Die Gedenkstunde begann, nachdem die Teilnehmer des diesjährigen Marsches zur Erinnerung an den Todesmarsch nach Bergen-Belsen eingetroffen waren vor deren Weg zur nächsten Etappe bis Fuhrberg. - Die Gedenkrede wurde auch in diesem Jahr von Rudi Gutte gehalten, der zum letzten Mal diese Rolle ausfüllte und die zukünftig von der Pestalozzi Stiftung übernommen wird. In seiner Rede bekräftigte er, dass es historisch keine Wiederholung faschistischer Verbrechen geben dürfe, sondern nur ein „Nie Wieder“!
Aber er verwies auch darauf, das es in Großburgwedels Lokalgeschichte jener Zeit noch manches aufzuklären gibt bezüglich ansässiger jüdischer Bürger, die mehr oder weniger spurlos verschwanden, oder im Bezug auf über zwanzig Bewohner der Pestalozzi Stiftung, die ebenfalls verschwanden, weil sie offenkundig ins Vernichtungsprogramm der sog. Euthanasie überführt wurden. Die Kommune muss hier 78 Jahre nach Kriegsende offenkundig noch inneren Widerstand überwinden.
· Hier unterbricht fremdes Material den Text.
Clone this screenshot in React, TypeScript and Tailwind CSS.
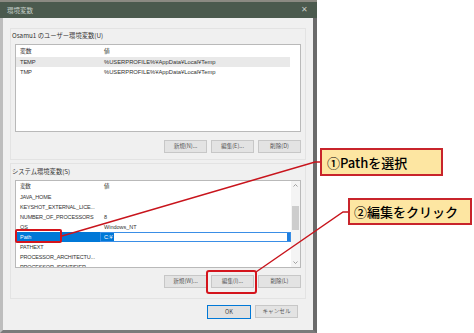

Und es sind damit keineswegs alle noch zu bearbeitenden Bereiche erwähnt!
Es bleibt beispielhaft anzumerken, dass z.B. die Gemeinde Wedemark jetzt ein mehrjähriges Forschungsvorhaben abgeschlossen hat, in dem sich Wissenschaftler, aber auch Schüler mit dem Thema „Geschichte der Wedemark 1933 – 1950“ beschäftigt und ihre Ergebnisse in einer Dokumentation vorgelegt haben. Die Geschichte der Wedemark kann für diese Zeit als kritisch aufgearbeitet gelten.
Den Abschluss der Veranstaltung bildete der gemeinsame Gesang der Lieder „Das Zeichen“ und „Das Lied der Moorsoldaten“, das 1933 im KZ Börgermoor / Emsland enstanden war (Wikipedia: https://de.wikipedia.org/wiki/Die_Moorsoldaten). Anschließend schmückten die Teilnehmer mit Rosen einen „Busch der Hoffnung“, der an der Scheune der Pestalozzi Stiftung unterhalb der Gedenktafel das erste Frühlingsgrün zeigt.